Style and Search Upgrades: Google Photos Outfit Planner and Circle to Search

On the personalization side, Android’s new wardrobe tools turn your camera roll into a style assistant. Google Photos is introducing Digital Wardrobe, an AI-powered Google Photos outfit planner that scans past photos to identify and categorize your clothing, then mixes and matches pieces into new looks. Once the items are recognized, the feature can propose full outfits and even support virtual try-ons, helping you plan what to wear using clothes you already own. According to Android Authority, rollout begins next week for eligible users on Android 10 and later. Visual search is also becoming more useful: Circle to Search’s multi-object mode is expanding to all compatible Android 14 devices that already support Circle to Search, so you can circle an entire outfit in a photo to search for similar items together, instead of hunting piece by piece.
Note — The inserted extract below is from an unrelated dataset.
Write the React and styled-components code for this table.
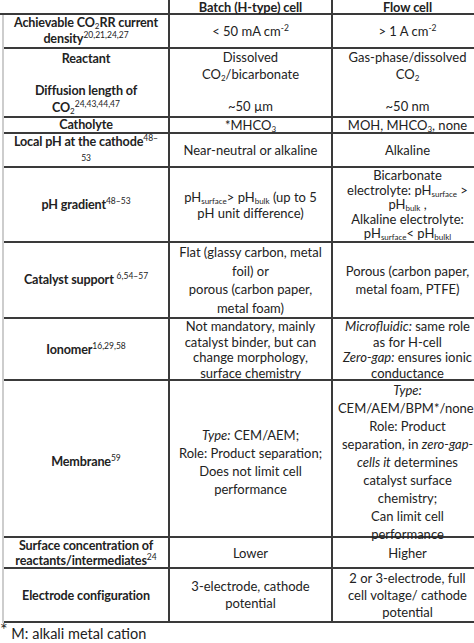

Reading Smarter: AI Book Insights in Google Play Books

The June Android Drop also adds AI help for readers through book insights in Google Play Books. When you open select English titles, a new "catch me up" button can give you a quick recap so you can return to a book after a break without re-reading chapters. You can also highlight passages to ask questions and explore themes, context, and characters in more depth, turning the app into an interactive study partner. This AI feature stays within the reading experience rather than pushing you to separate summary tools, which makes it well suited to students, book clubs, and busy readers picking up long novels. Together with the wardrobe planner and Circle to Search, book insights underline how the June 2026 Android features aim to weave AI into daily routines instead of isolating it in stand-alone demos.

Cross-Platform Photo and File Sharing: Quick Share Meets AirDrop

Cross-platform photo sharing is getting easier this month as Google expands Quick Share’s compatibility with Apple’s AirDrop-style system on more Android phones. Once supported devices receive the update, users can send photos and files between Android and iPhone with fewer workarounds, making mixed-device households and group chats simpler to manage. Android Authority notes that Quick Share’s AirDrop integration is heading to a growing list of recent Android flagships, including Galaxy S25 and S24 series, several foldables, OPPO Find X8 series, OnePlus 15, HONOR Magic models, and Xiaomi’s 17T Pro. While Google has not detailed every device in this announcement, the direction is clear: cross-platform photo sharing and file transfers are becoming first-class features, not afterthoughts. Combined with the new Android safety features and personalization tools, this month’s Android Drop shows Google pushing toward an ecosystem where security, creativity, and interoperability advance together.